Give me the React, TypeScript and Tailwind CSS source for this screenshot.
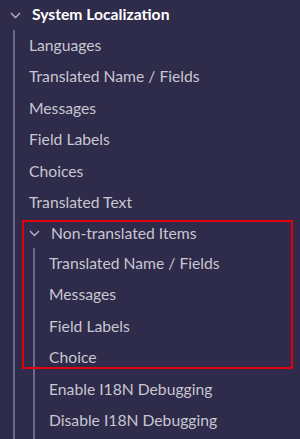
import React from "react"

const items = [
  "Languages",
  "Translated Name / Fields",
  "Messages",
  "Field Labels",
  "Choices",
  "Translated Text",
]

const subItems = [
  "Translated Name / Fields",
  "Messages",
  "Field Labels",
  "Choice",
  "Enable I18N Debugging",
  "Disable I18N Debugging",
]

function Chevron() {
  return (
    <svg width="11" height="7" viewBox="0 0 11 7" fill="none" className="shrink-0">
      <path d="M1 1l4.5 4.5L10 1" stroke="#b9b7c8" strokeWidth="1.3" />
    </svg>
  )
}

export default function App() {
  return (
    <div className="relative w-[300px] h-[439px] overflow-hidden bg-[#2f2b4a] font-['Lato',sans-serif] text-[15.7px]">
      <div className="h-[30px] flex items-center pl-[10px] gap-x-[11px]">
        <Chevron />
        <span className="font-bold text-white">System Localization</span>
      </div>
      <div className="ml-[13px] border-l-2 border-[#6c6888] pl-[14px] pb-[20px]">
        {items.map((name) => (
          <div key={name} className="h-[31.5px] flex items-center text-[#c8c7d2]">
            {name}
          </div>
        ))}
        <div className="h-[29px] flex items-center gap-x-[11px] text-[#c8c7d2]">
          <Chevron />
          <span>Non-translated Items</span>
        </div>
        <div className="ml-[4px] border-l-2 border-[#6c6888] pl-[14px] pb-[20px]">
          {subItems.map((name, i) => (
            <div key={i} className="h-[31.5px] flex items-center text-[#c8c7d2]">
              {name}
            </div>
          ))}
        </div>
      </div>
      <div className="absolute top-[220px] left-[22px] w-[271px] h-[149px] border-2 border-[#e3000e]" />
    </div>
  )
}
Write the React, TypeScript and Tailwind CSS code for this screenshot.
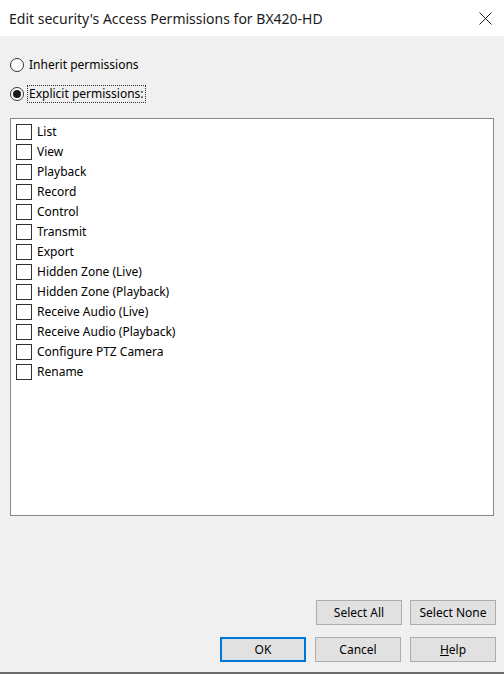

## What you need to do
Where does the word "this" appear in the listing? List each line that holds it.

## Answer to the problem
Give me the React, TypeScript and Tailwind CSS source for this screenshot.
Write the React, TypeScript and Tailwind CSS code for this screenshot.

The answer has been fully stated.